二維P型半導體: 單層二硒化鎢材料合成與場效電晶體元件

Abstract

本研究主要分為兩部分，首先，我們專注於二硒化鎢(WSe2)薄膜的製備；其次，我們著手於二硒化鎢場效電晶體的製作。本研究成功於實驗室建置化學氣相沉積系統，我們成功合成出高品質的單層二硒化鎢薄膜。透過製程條件優化，包括製程溫度、載流氣體濃度、前驅物濃度以及持溫時間的調變，成功合成高均勻性與高品質的單層二硒化鎢薄膜。 材料特性的分析包括二次諧波生成 (SHG) 測試、拉曼光譜以及光致發光 (PL)譜圖。SHG結果顯示了薄膜的均勻性，而拉曼和PL譜圖的峰值位置與文獻報導相吻合，顯示了良好的材料特性。特別是PL波長為753 nm，對應到能隙為1.64 eV，證明了其直接能隙的特性，進一步透過X射線光電子能譜 (XPS) 分析，我們定量分析了W和Se元素的比例約為1 : 2，說明了材料的化學組成和薄膜的品質。 在元件製作方面，我們首先製備了長通道二硒化鎢電晶體。長通道元件的性能主要由通道材料決定，從而使我們能更準確地萃取場效遷移率。測量結果顯示，場效遷移率 μ_FE 達到33.3 cm²/V·s，這表明我們的二硒化鎢薄膜具有良好的半導體電特性。接著，我們製作了短通道元件，旨在更精確地提取半導體材料與金屬接面之間的接觸電阻。特別是在摻雜了MoOx層之後，元件的整體電性有了顯著的提升，Ion, max達到76.8 µm/µm，遷移率從8.35 cm²/V·s提升至27.5 cm²/V·s。最後利用傳輸線模型，我們成功萃取出接觸電阻約為5.65 kΩ。

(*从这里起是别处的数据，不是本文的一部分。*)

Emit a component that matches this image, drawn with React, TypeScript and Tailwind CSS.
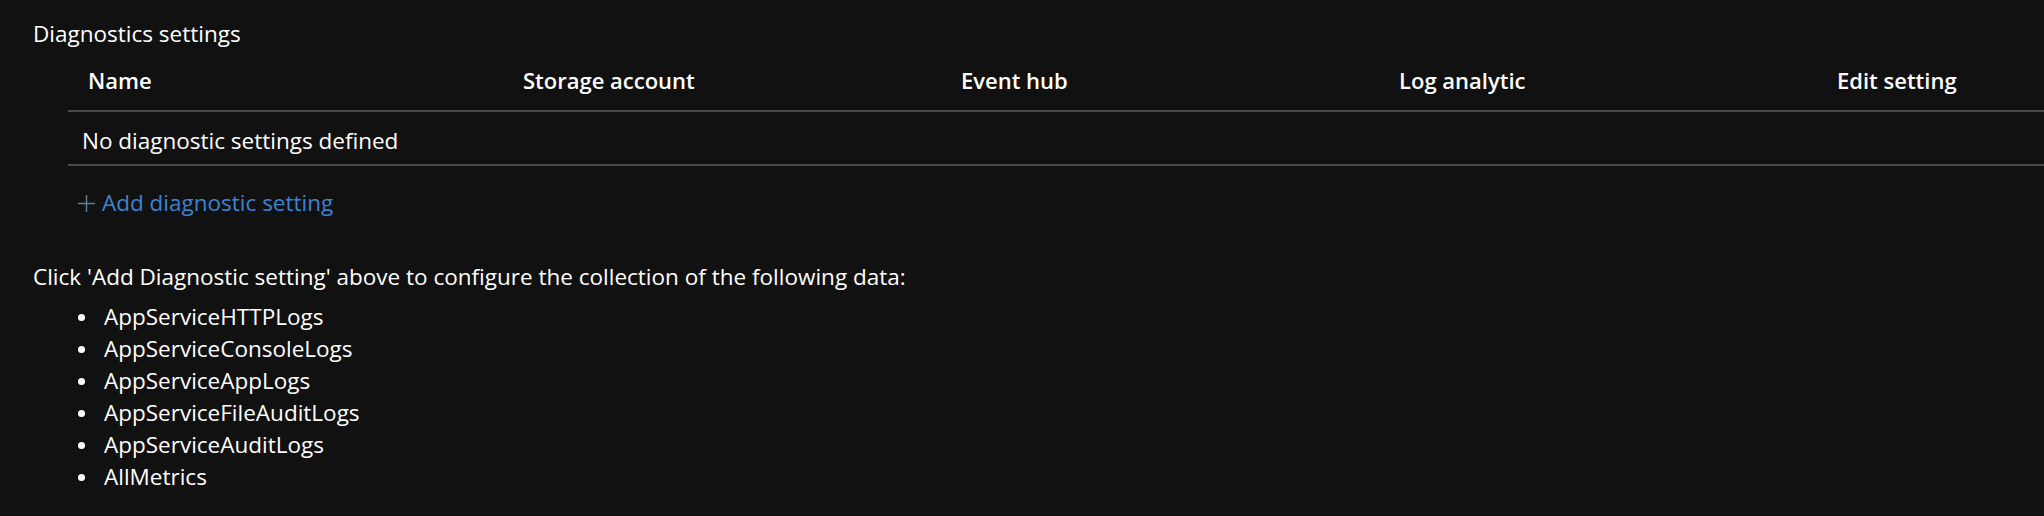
import React from 'react';

const columns = ['Name', 'Storage account', 'Event hub', 'Log analytic', 'Edit setting'];

const logs = [
  'AppServiceHTTPLogs',
  'AppServiceConsoleLogs',
  'AppServiceAppLogs',
  'AppServiceFileAuditLogs',
  'AppServiceAuditLogs',
  'AllMetrics',
];

export default function App() {
  return (
    <div
      className="min-h-screen w-full overflow-hidden bg-[#111111] text-white pl-[33px] pt-[19px] text-[22.5px]"
      style={{ fontFamily: '"Open Sans", "Noto Sans", sans-serif' }}
    >
      <h2 className="leading-[30px]">Diagnostics settings</h2>

      <div className="ml-[35px] mt-[3px] w-[2200px]">
        <div className="grid grid-cols-[438px_438px_438px_438px_1fr] border-b-2 border-[#4a4a4a] h-[60px] pb-[2px] items-center font-semibold text-[22px]">
          {columns.map((c, i) => (
            <div key={c} className={i === 0 ? 'pl-[20px]' : 'pl-[17px]'}>{c}</div>
          ))}
        </div>
        <div className="border-b-2 border-[#4a4a4a] h-[54px] pt-[5px] flex items-center pl-[14px]">
          No diagnostic settings defined
        </div>
      </div>

      <button className="ml-[45px] mt-[22px] flex items-center gap-[7px] text-[#3b83d4] leading-[30px]">
        <svg width="17" height="17" viewBox="0 0 17 17" className="text-[#5b7c94]">
          <path d="M8.5 0v17M0 8.5h17" stroke="currentColor" strokeWidth="1.5" />
        </svg>
        <span>Add diagnostic setting</span>
      </button>

      <p className="mt-[44px] leading-[30px]">
        Click 'Add Diagnostic setting' above to configure the collection of the following data:
      </p>

      <ul className="mt-[9px] pl-[45px]">
        {logs.map((l) => (
          <li key={l} className="flex items-center h-[32px] gap-[19px]">
            <span className="w-[7px] h-[7px] rounded-full bg-white shrink-0" />
            <span>{l}</span>
          </li>
        ))}
      </ul>
    </div>
  );
}
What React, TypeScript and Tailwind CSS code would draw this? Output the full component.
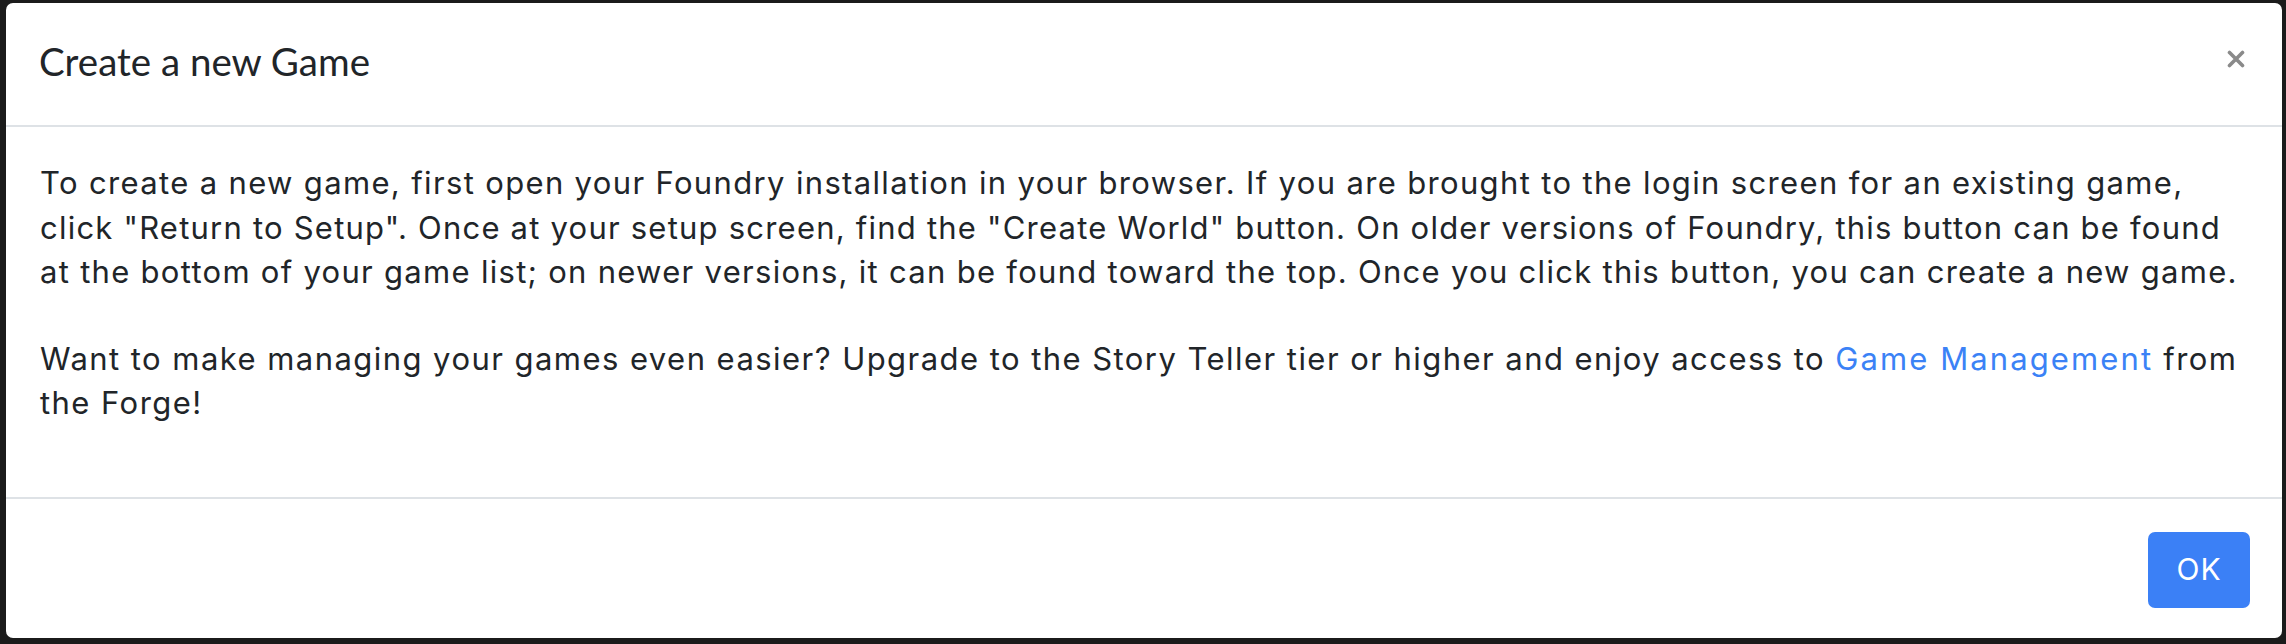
import React from "react";

export default function App() {
  const body = "font-['Inter','Noto_Sans',sans-serif]";
  return (
    <div className="w-[2286px] h-[644px] bg-[#1b1b1b] pt-[3px] pl-[6px] pr-[4px] pb-[6px] flex">
      <div className="flex-1 bg-white rounded-[7px] flex flex-col text-[#212529]">
        {/* header */}
        <div className="h-[124px] px-[33px] flex items-center justify-between border-b-2 border-[#dee2e6]">
          <h1 className="font-['Lato',sans-serif] text-[38.5px] leading-none text-[#212529] pb-[6px]">
            Create a new Game
          </h1>
          <button className="w-[18px] h-[18px] mr-[4px] mb-[10px]" aria-label="Close">
            <svg viewBox="0 0 18 18" className="w-[18px] h-[18px]">
              <path d="M2.5 2.5 L15.5 15.5 M15.5 2.5 L2.5 15.5" stroke="#8a8a8a" strokeWidth="3.6" strokeLinecap="round" />
            </svg>
          </button>
        </div>
        {/* body */}
        <div className={`flex-1 px-[34px] pt-[34px] ${body} text-[31px] leading-[44.6px]`}>
          <p className="mb-[42px]">
            <span className="whitespace-nowrap tracking-[1.35px]">To create a new game, first open your Foundry installation in your browser. If you are brought to the login screen for an existing game,</span>
            <br />
            <span className="whitespace-nowrap tracking-[1.22px]">click "Return to Setup". Once at your setup screen, find the "Create World" button. On older versions of Foundry, this button can be found</span>
            <br />
            <span className="whitespace-nowrap tracking-[1.29px]">at the bottom of your game list; on newer versions, it can be found toward the top. Once you click this button, you can create a new game.</span>
          </p>
          <p>
            <span className="whitespace-nowrap tracking-[1.45px]">Want to make managing your games even easier? Upgrade to the Story Teller tier or higher and enjoy access to <a className="text-[#3b82f6] tracking-[2.1px]" href="#">Game Management</a> from</span>
            <br />
            <span className="whitespace-nowrap tracking-[1.45px]">the Forge!</span>
          </p>
        </div>
        {/* footer */}
        <div className="h-[141px] border-t-2 border-[#dee2e6] flex items-center justify-end px-[32px] pt-[2px]">
          <button className={`h-[76px] w-[102px] rounded-[7px] bg-[#3b80f6] text-white ${body} text-[30px] tracking-[1px]`}>
            OK
          </button>
        </div>
      </div>
    </div>
  );
}
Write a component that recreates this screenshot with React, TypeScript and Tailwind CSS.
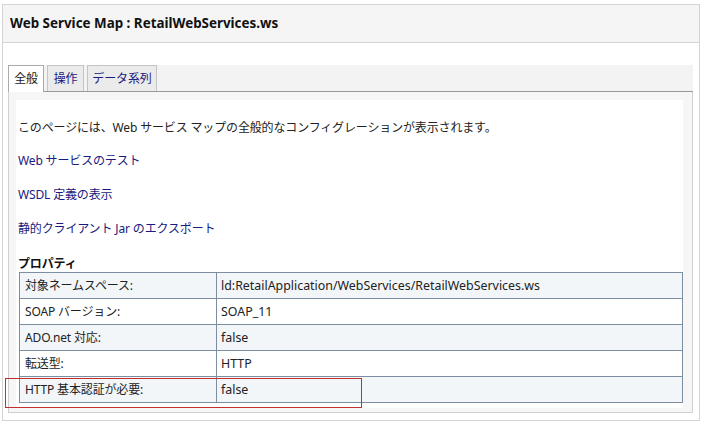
import React from "react";

const font = { fontFamily: '"Noto Sans", "Noto Sans CJK JP", sans-serif' };

const rows: [string, string][] = [
  ["対象ネームスペース:", "ld:RetailApplication/WebServices/RetailWebServices.ws"],
  ["SOAP バージョン:", "SOAP_11"],
  ["ADO.net 対応:", "false"],
  ["転送型:", "HTTP"],
  ["HTTP 基本認証が必要:", "false"],
];

export default function App() {
  return (
    <div
      className="relative w-[707px] h-[427px] bg-white pt-[4px] pl-[2px] text-[12px] text-[#222] tracking-[-0.15px]"
      style={font}
    >
      <div className="w-[698px] h-[417px] border border-[#d4d4d4] flex flex-col">
        <div className="h-[38px] shrink-0 bg-[#f5f5f5] border-b border-[#d4d4d4] flex items-center pl-[7px] text-[13.4px] font-bold text-[#111] tracking-normal">
          Web Service Map : RetailWebServices.ws
        </div>
        <div className="ml-[5px] mr-[6px] mt-[22px] flex flex-col">
          <div className="h-[27px] bg-[#f3f3f3] border-b border-[#999] flex items-end gap-[3px]">
            <div className="h-[27px] -mb-px w-[36px] bg-white border border-b-0 border-[#aaa] flex items-center justify-center">
              全般
            </div>
            <div className="h-[26px] w-[37px] bg-[#ebebeb] border border-b-0 border-[#c4c4c4] flex items-center justify-center text-[#1a1a80]">
              操作
            </div>
            <div className="h-[26px] w-[70px] bg-[#ebebeb] border border-b-0 border-[#c4c4c4] flex items-center justify-center text-[#1a1a80]">
              データ系列
            </div>
          </div>
          <div className="h-[321px] border-x border-b border-[#d0d0d0] bg-[#f6f6f6] pl-[7px] pr-[9px] pt-[8px] pb-[4px]">
            <div className="h-full bg-white flex flex-col pt-[20px] pl-[2px]">
              <div className="h-[16px] leading-[16px]">
                このページには、Web サービス マップの全般的なコンフィグレーションが表示されます。
              </div>
              <div className="h-[16px] leading-[16px] mt-[17px] text-[#1a1a80]">Web サービスのテスト</div>
              <div className="h-[16px] leading-[16px] mt-[18px] text-[#1a1a80]">WSDL 定義の表示</div>
              <div className="h-[16px] leading-[16px] mt-[18px] text-[#1a1a80]">静的クライアント Jar のエクスポート</div>
              <div className="h-[16px] leading-[16px] mt-[19px] font-bold text-[#111]">プロパティ</div>
              <table className="border-collapse w-[664px] ml-px">
                <tbody>
                  {rows.map(([k, v], i) => (
                    <tr key={i} className={i % 2 === 0 ? "bg-[#f3f6f9]" : "bg-white"}>
                      <td className="h-[26px] w-[197px] border border-[#7e8ea2] pl-[5px] p-0 leading-[14px]">{k}</td>
                      <td className="h-[26px] border border-[#7e8ea2] pl-[4px] p-0 leading-[14px] text-[12.4px] tracking-normal">{v}</td>
                    </tr>
                  ))}
                </tbody>
              </table>
            </div>
          </div>
        </div>
      </div>
      <div className="absolute left-[5px] top-[378px] w-[357px] h-[30px] border-[1.5px] border-[#c0302f]" />
    </div>
  );
}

This study is divided into two main parts: firstly, the preparation of tungsten diselenide (WSe2) thin films; and secondly, the fabrication of WSe2 field-effect transistors. In this research, we successfully established a chemical vapor deposition system in our laboratory and synthesized high-quality monolayer WSe2 films. Through the optimization of process conditions, including process temperature, carrier gas concentration, precursor concentration, and holding time, we were able to synthesize uniformly high-quality monolayer WSe2 films. The material characterization involved second harmonic generation (SHG) testing, Raman spectroscopy, and photoluminescence (PL) spectroscopy. The SHG results confirmed the uniformity of the films, while the peak positions in Raman and PL spectra matched well with those reported in the literature, indicating good material characteristics. Notably, the PL wavelength was 753 nm, corresponding to a bandgap of 1.64 eV, demonstrating its direct bandgap nature. Further, X-ray photoelectron spectroscopy (XPS) analysis quantitatively confirmed the W to Se elemental ratio of approximately 1:2, elucidating the chemical composition and quality of the films. In terms of device fabrication, we initially prepared long-channel WSe2 transistors. The performance of long-channel devices is primarily determined by the channel material, allowing us to extract the field-effect mobility more accurately. The measured field-effect mobility, μ_FE reached 33.3 cm²/V·s, indicating that our WSe2 films possess excellent semiconductor electrical characteristics. Subsequently, we fabricated short-channel devices to more precisely extract the contact resistance between the semiconductor material and the metal contacts. Notably, after doping with a MoOx layer, there was a significant enhancement in the overall electrical performance of the devices, with Ion, max reaching 76.8 µm/µm and mobility increasing from 8.35 cm²/V·s to 27.5 cm²/V·s. Finally, using the transfer length method, we successfully extracted a contact resistance of approximately 5.65 kΩ.